Problem description
Write out the material exactly, with the pictures left out.

Raw data
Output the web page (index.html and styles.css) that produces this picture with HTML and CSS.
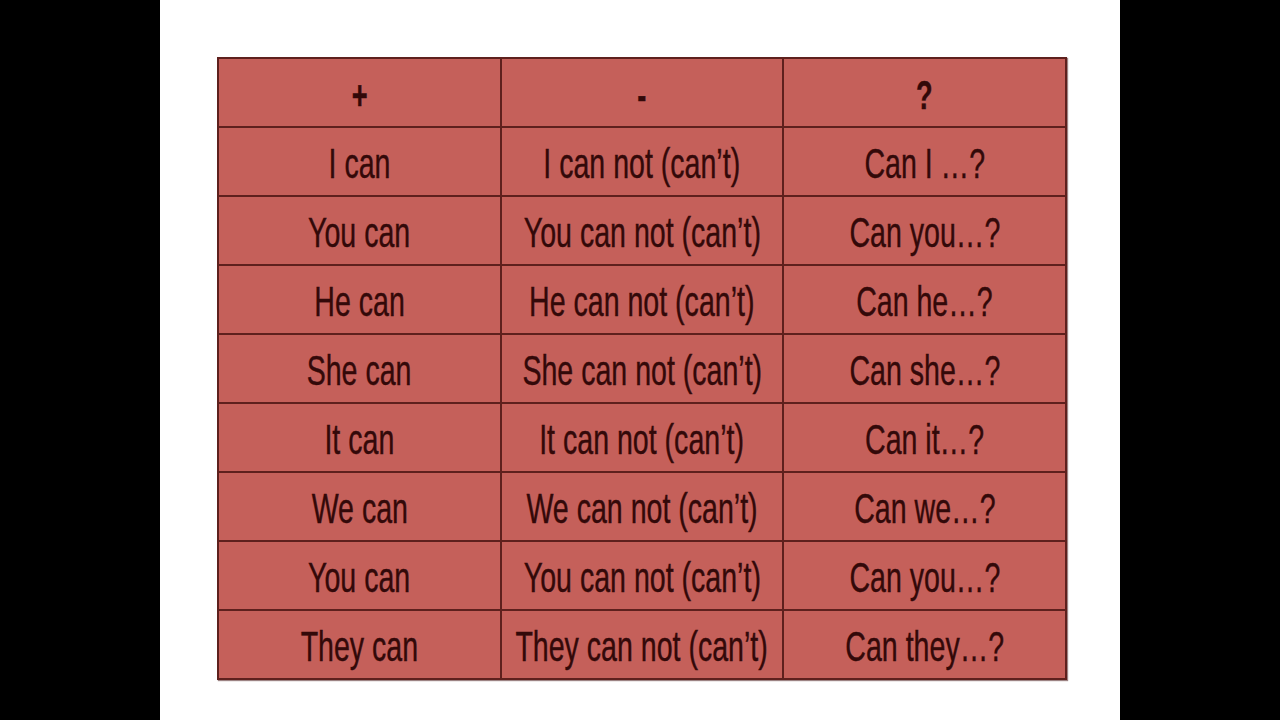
FILE: index.html
```html
<!DOCTYPE html>
<html>
<head>
<meta charset="utf-8">
<link rel="stylesheet" href="styles.css">
</head>
<body>
<div class="screen">
  <div class="slide">
    <table class="grid">
      <tr class="head"><td><div class="c"><span>+</span></div></td><td><div class="c"><span>-</span></div></td><td><div class="c"><span>?</span></div></td></tr>
      <tr><td><div class="c"><span>I can</span></div></td><td><div class="c"><span>I can not (can’t)</span></div></td><td><div class="c"><span>Can I …?</span></div></td></tr>
      <tr><td><div class="c"><span>You can</span></div></td><td><div class="c"><span>You can not (can’t)</span></div></td><td><div class="c"><span>Can you…?</span></div></td></tr>
      <tr><td><div class="c"><span>He can</span></div></td><td><div class="c"><span>He can not (can’t)</span></div></td><td><div class="c"><span>Can he…?</span></div></td></tr>
      <tr><td><div class="c"><span>She can</span></div></td><td><div class="c"><span>She can not (can’t)</span></div></td><td><div class="c"><span>Can she…?</span></div></td></tr>
      <tr><td><div class="c"><span>It can</span></div></td><td><div class="c"><span>It can not (can’t)</span></div></td><td><div class="c"><span>Can it…?</span></div></td></tr>
      <tr><td><div class="c"><span>We can</span></div></td><td><div class="c"><span>We can not (can’t)</span></div></td><td><div class="c"><span>Can we…?</span></div></td></tr>
      <tr><td><div class="c"><span>You can</span></div></td><td><div class="c"><span>You can not (can’t)</span></div></td><td><div class="c"><span>Can you…?</span></div></td></tr>
      <tr><td><div class="c"><span>They can</span></div></td><td><div class="c"><span>They can not (can’t)</span></div></td><td><div class="c"><span>Can they…?</span></div></td></tr>
    </table>
  </div>
</div>
</body>
</html>
```
FILE: styles.css
```css
html, body {
  margin: 0;
  padding: 0;
  background: #000;
}
.screen {
  width: 1280px;
  height: 720px;
  display: flex;
  justify-content: center;
  background: #000;
}
.slide {
  width: 960px;
  height: 720px;
  background: #fff;
  box-sizing: border-box;
  padding: 57px 0 0 57px;
}
.grid {
  border-collapse: collapse;
  table-layout: fixed;
  width: 850px;
  background: #c5605a;
  font-family: "Liberation Sans", Arial, sans-serif;
  color: #330909;
  box-shadow: 1px 1px 1px rgba(60, 10, 10, 0.5);
}
.grid td {
  border: 2px solid #5e201d;
  height: 67px;
  padding: 0;
  vertical-align: middle;
  font-size: 42px;
  line-height: 42px;
  white-space: nowrap;
  -webkit-text-stroke: 0.4px #330909;
}
.c {
  display: flex;
  justify-content: center;
  align-items: center;
  width: 100%;
}
.c span {
  flex: none;
  display: block;
  transform: scaleX(0.68);
  position: relative;
  top: 2px;
}
.grid .head td {
  font-weight: bold;
  font-size: 40px;
}
```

Task response
Output the web page (index.html and styles.css) that produces this picture with HTML and CSS.
FILE: index.html
```html
<!DOCTYPE html>
<html>
<head>
<meta charset="utf-8">
<link rel="stylesheet" href="styles.css">
</head>
<body>
<div class="screen">
  <div class="slide">
    <table class="grid">
      <tr class="head"><td><div class="c"><span>+</span></div></td><td><div class="c"><span>-</span></div></td><td><div class="c"><span>?</span></div></td></tr>
      <tr><td><div class="c"><span>I can</span></div></td><td><div class="c"><span>I can not (can’t)</span></div></td><td><div class="c"><span>Can I …?</span></div></td></tr>
      <tr><td><div class="c"><span>You can</span></div></td><td><div class="c"><span>You can not (can’t)</span></div></td><td><div class="c"><span>Can you…?</span></div></td></tr>
      <tr><td><div class="c"><span>He can</span></div></td><td><div class="c"><span>He can not (can’t)</span></div></td><td><div class="c"><span>Can he…?</span></div></td></tr>
      <tr><td><div class="c"><span>She can</span></div></td><td><div class="c"><span>She can not (can’t)</span></div></td><td><div class="c"><span>Can she…?</span></div></td></tr>
      <tr><td><div class="c"><span>It can</span></div></td><td><div class="c"><span>It can not (can’t)</span></div></td><td><div class="c"><span>Can it…?</span></div></td></tr>
      <tr><td><div class="c"><span>We can</span></div></td><td><div class="c"><span>We can not (can’t)</span></div></td><td><div class="c"><span>Can we…?</span></div></td></tr>
      <tr><td><div class="c"><span>You can</span></div></td><td><div class="c"><span>You can not (can’t)</span></div></td><td><div class="c"><span>Can you…?</span></div></td></tr>
      <tr><td><div class="c"><span>They can</span></div></td><td><div class="c"><span>They can not (can’t)</span></div></td><td><div class="c"><span>Can they…?</span></div></td></tr>
    </table>
  </div>
</div>
</body>
</html>
```
FILE: styles.css
```css
html, body {
  margin: 0;
  padding: 0;
  background: #000;
}
.screen {
  width: 1280px;
  height: 720px;
  display: flex;
  justify-content: center;
  background: #000;
}
.slide {
  width: 960px;
  height: 720px;
  background: #fff;
  box-sizing: border-box;
  padding: 57px 0 0 57px;
}
.grid {
  border-collapse: collapse;
  table-layout: fixed;
  width: 850px;
  background: #c5605a;
  font-family: "Liberation Sans", Arial, sans-serif;
  color: #330909;
  box-shadow: 1px 1px 1px rgba(60, 10, 10, 0.5);
}
.grid td {
  border: 2px solid #5e201d;
  height: 67px;
  padding: 0;
  vertical-align: middle;
  font-size: 42px;
  line-height: 42px;
  white-space: nowrap;
  -webkit-text-stroke: 0.4px #330909;
}
.c {
  display: flex;
  justify-content: center;
  align-items: center;
  width: 100%;
}
.c span {
  flex: none;
  display: block;
  transform: scaleX(0.68);
  position: relative;
  top: 2px;
}
.grid .head td {
  font-weight: bold;
  font-size: 40px;
}
```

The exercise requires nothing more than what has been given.